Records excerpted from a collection
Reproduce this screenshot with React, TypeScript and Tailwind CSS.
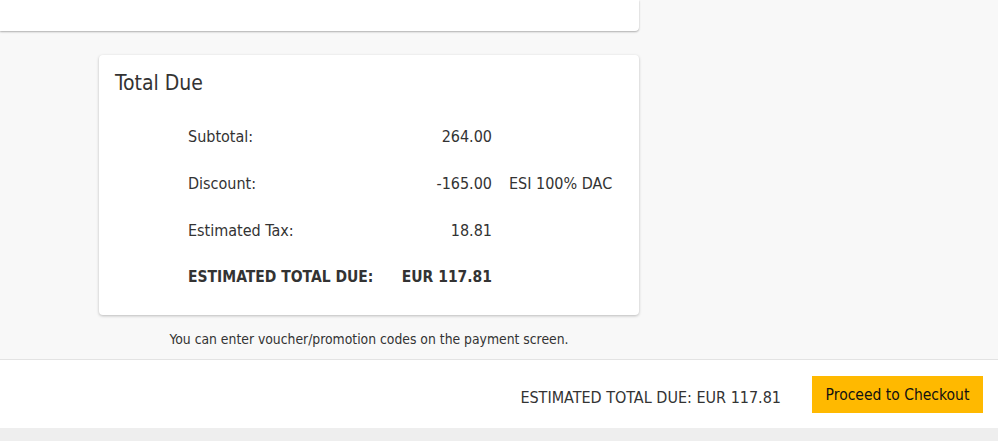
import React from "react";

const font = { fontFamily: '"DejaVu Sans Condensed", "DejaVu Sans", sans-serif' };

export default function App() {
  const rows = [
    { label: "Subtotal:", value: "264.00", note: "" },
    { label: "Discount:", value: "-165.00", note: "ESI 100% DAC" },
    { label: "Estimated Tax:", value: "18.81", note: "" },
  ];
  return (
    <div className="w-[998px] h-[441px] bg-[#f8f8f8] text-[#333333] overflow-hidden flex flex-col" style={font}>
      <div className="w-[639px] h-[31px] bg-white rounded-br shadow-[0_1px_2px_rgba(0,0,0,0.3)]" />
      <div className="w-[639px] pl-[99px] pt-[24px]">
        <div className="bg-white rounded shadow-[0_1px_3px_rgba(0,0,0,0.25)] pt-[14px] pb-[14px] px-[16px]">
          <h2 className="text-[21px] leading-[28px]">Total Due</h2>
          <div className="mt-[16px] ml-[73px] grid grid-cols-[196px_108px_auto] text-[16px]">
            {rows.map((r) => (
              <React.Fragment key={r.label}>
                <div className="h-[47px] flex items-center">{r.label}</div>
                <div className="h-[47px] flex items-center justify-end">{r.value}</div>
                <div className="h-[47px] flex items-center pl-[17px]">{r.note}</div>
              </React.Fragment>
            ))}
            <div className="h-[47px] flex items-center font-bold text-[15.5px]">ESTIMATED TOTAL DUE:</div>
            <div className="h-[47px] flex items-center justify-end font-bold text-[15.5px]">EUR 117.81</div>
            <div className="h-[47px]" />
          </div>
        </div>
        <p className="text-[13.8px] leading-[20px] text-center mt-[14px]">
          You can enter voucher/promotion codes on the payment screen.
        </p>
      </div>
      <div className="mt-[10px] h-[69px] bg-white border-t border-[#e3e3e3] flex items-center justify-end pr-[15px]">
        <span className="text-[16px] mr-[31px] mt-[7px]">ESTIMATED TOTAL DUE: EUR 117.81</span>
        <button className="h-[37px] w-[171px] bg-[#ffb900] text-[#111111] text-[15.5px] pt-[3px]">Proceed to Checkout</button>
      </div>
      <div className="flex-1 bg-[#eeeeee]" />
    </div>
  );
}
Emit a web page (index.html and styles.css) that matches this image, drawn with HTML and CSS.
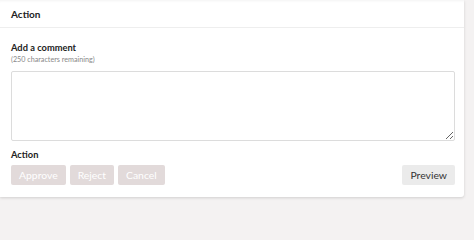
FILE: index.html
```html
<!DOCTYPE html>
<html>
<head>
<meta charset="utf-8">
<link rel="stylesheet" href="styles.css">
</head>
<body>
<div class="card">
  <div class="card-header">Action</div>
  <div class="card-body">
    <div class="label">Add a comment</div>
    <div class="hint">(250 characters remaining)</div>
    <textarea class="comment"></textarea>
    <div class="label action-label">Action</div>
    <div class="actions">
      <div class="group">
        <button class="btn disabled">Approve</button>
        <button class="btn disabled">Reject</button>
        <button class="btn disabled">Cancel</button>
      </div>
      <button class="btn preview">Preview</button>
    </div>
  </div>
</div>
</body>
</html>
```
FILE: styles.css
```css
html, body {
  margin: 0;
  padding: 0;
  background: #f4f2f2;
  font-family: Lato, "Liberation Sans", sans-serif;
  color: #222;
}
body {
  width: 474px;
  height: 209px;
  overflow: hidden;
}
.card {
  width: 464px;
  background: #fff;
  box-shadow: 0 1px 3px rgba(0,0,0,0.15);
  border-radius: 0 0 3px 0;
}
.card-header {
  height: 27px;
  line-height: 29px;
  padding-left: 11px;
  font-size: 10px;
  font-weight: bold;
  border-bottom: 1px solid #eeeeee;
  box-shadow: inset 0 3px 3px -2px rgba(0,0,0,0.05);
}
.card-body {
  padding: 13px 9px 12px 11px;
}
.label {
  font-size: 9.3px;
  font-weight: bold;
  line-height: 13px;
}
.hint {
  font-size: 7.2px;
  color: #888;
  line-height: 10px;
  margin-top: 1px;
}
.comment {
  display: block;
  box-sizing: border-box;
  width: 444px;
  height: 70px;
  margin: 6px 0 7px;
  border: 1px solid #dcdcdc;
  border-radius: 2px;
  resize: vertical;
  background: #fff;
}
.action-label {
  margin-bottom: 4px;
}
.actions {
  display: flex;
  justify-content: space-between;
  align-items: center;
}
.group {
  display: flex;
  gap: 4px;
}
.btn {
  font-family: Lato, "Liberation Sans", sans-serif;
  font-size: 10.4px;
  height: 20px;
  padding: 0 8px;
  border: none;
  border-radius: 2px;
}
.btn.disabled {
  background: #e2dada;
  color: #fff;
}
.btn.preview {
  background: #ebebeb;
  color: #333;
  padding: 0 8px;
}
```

▶ What you will do: For this exercise, gather every line of the data that contains the word "index".

▶ Solution to this problem:
Emit a web page (index.html and styles.css) that matches this image, drawn with HTML and CSS.
FILE: index.html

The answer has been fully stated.